By most accounts, Republican Chris Vance’s attempt to unseat well-loved Democratic Sen. Patty Murray already feels past tense.
Polls show this is a not a real contest. Murray is expected to win handily. She has become a senator for the whole state, not just the Democrats in the Puget Sound region.
So it was respect for civics and tradition that permeated a mannerly, substantive debate between the candidates Sunday evening. That and the alternate reality of the Seattle Seahawks simultaneously stinking up a game on a different channel. Call the schedulers, if you have a minute.
Murray and Vance are two eminently likable people who do not give in to the partisan rancor that overshadows our current politics. They can both easily work with members across the aisle. Heck, they would work well with one another.
Vance, for example, was one of the first and most vociferous of the Never Trump people in Washington state. He re-stated that enthusiastically again in the debate, adding with a chortle, “This has been a very difficult year to be a Republican.’’
You think?
Vance is blunt in a way that probably hurt his Senate campaign but raises his credibility. He agrees with Murray that Senate leadership should work jointly with President Obama to fill the vacancy on the U.S. Supreme Court, for example — a position that puts him at odds with much of the Republican base.
There’s something else working against him in this contest: The fact that, while many people detest the larger institution of Congress, they tend to like their own representative and senator. Murray won August primary support in several traditionally Republican counties in Eastern Washington.
The state’s senior senator has come a long way. When she was first elected in 1992, expectations were extremely low. The Mom-in-Tennis-Shoes as she called herself wasn’t supposed to stick around.
But Murray is a profile in work-horse success. She pounded out the hours, mastered issues like veterans’ needs, education and budgeting, and climbed into her current position as the fourth-ranking Senate Democrat. She has worked across the aisle on many occasions, most notably with House Speaker Paul Ryan on the budget.

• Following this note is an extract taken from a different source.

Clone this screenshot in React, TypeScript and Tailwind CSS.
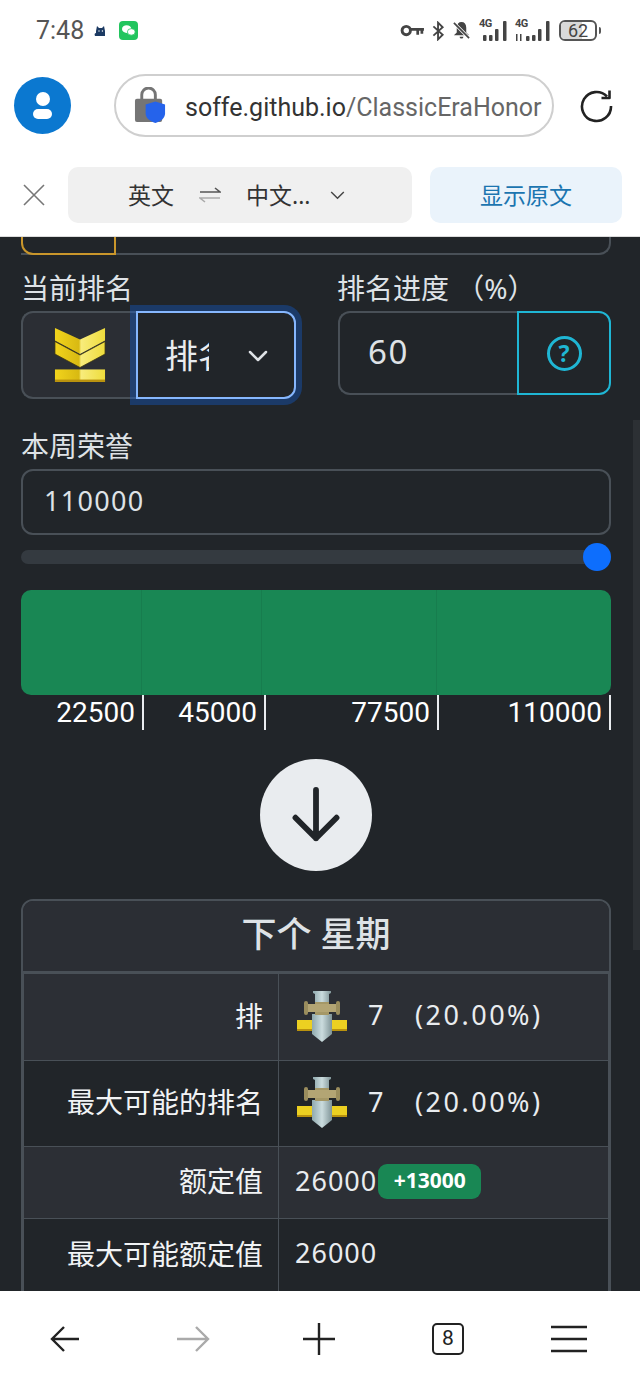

In the debate Sunday night, Murray oozed confidence in many comfortable debate answers that proved how well she knows her stuff. She made no apologies, for example, for her support of Hillary Clinton. She recalled working with Clinton on children’s health insurance.
Take that, male doubters.
Vance tried to turn her tenure into a negative, arguing that if you want change, you have to vote for it — you have to elect different people, like him, for example. He hammered away on the federal debt, arguing that any new government spending must be balanced against the drain on the economy created by the debt.
But to pretty much everyone else, Murray is “our Patty.’’ If Democrats regain control of the Senate, a possibility if not likelihood, she would be No. 2 or 3 in Senate leadership and have her pick of a few impressive committees.
She may have an opportunity to chair the powerful Senate Appropriations Committee or lead the Committee on Health, Education, Labor, and Pensions, which Bernie Sanders also desires. Either one of them would presumably use the post to make college more affordable or help ease student debt.
Murray pledged to focus on “middle-out economics” that buoy the middle class. She has time to make plans for her next term, as she’s not breaking much of a sweat in the race against Vance.
How much has this race turned into a non-event? Murray sent $1 million from her sizeable campaign fund — Vance has very little money to work with — to boost other Democratic Senate candidates around the country facing a bigger challenge.